Vouvant: A Medieval Village

Classified among the Most Beautiful Villages of France, Vouvant overlooks the Mère valley from ramparts attributed to the fairy Melusine. The medieval tower, the Romanesque church with its sculpted portal and the flower-lined lanes compose a harmonious ensemble. The village hosts resident artists and art galleries that enliven its cobbled streets.

Practical Information

Getting there: Les Sables-d'Olonne is reachable by TGV from Paris (~3 hours 30 minutes with a connection at Nantes or La Roche-sur-Yon). The Puy du Fou is near Cholet, about 1 hour from Nantes by car. Nantes-Atlantique airport is the main gateway.

Getting around: a car is strongly recommended. Distances between sites are significant and rural public transport is limited. Cycling is ideal for the Marais Poitevin and the coast (dedicated cycle paths).

Best time to visit: the Puy du Fou is open from April to October (Cinéscénie from June to September). The coast comes alive from June to September, but the shoulder season is mild and less crowded. The Marais Poitevin is superb in spring (lush greenery) and autumn (colours and low-angled light).

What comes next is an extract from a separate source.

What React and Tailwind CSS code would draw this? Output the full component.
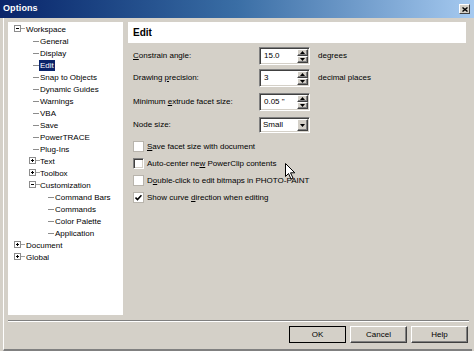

Budget: allow 45 EUR per adult for a day at the Puy du Fou, excluding accommodation. On the coast, seafood menus start at 18 EUR and can easily reach 35-50 EUR in well-regarded restaurants. Holiday rentals are plentiful and affordable outside July and August (~400-700 EUR per week for a 4-person gîte).

Don't miss: the Cinéscénie at the Puy du Fou on a summer night, crossing the Passage du Gois at low tide, a silent boat ride through the Green Venice, and sunset over the Grande Plage at Les Sables-d'Olonne.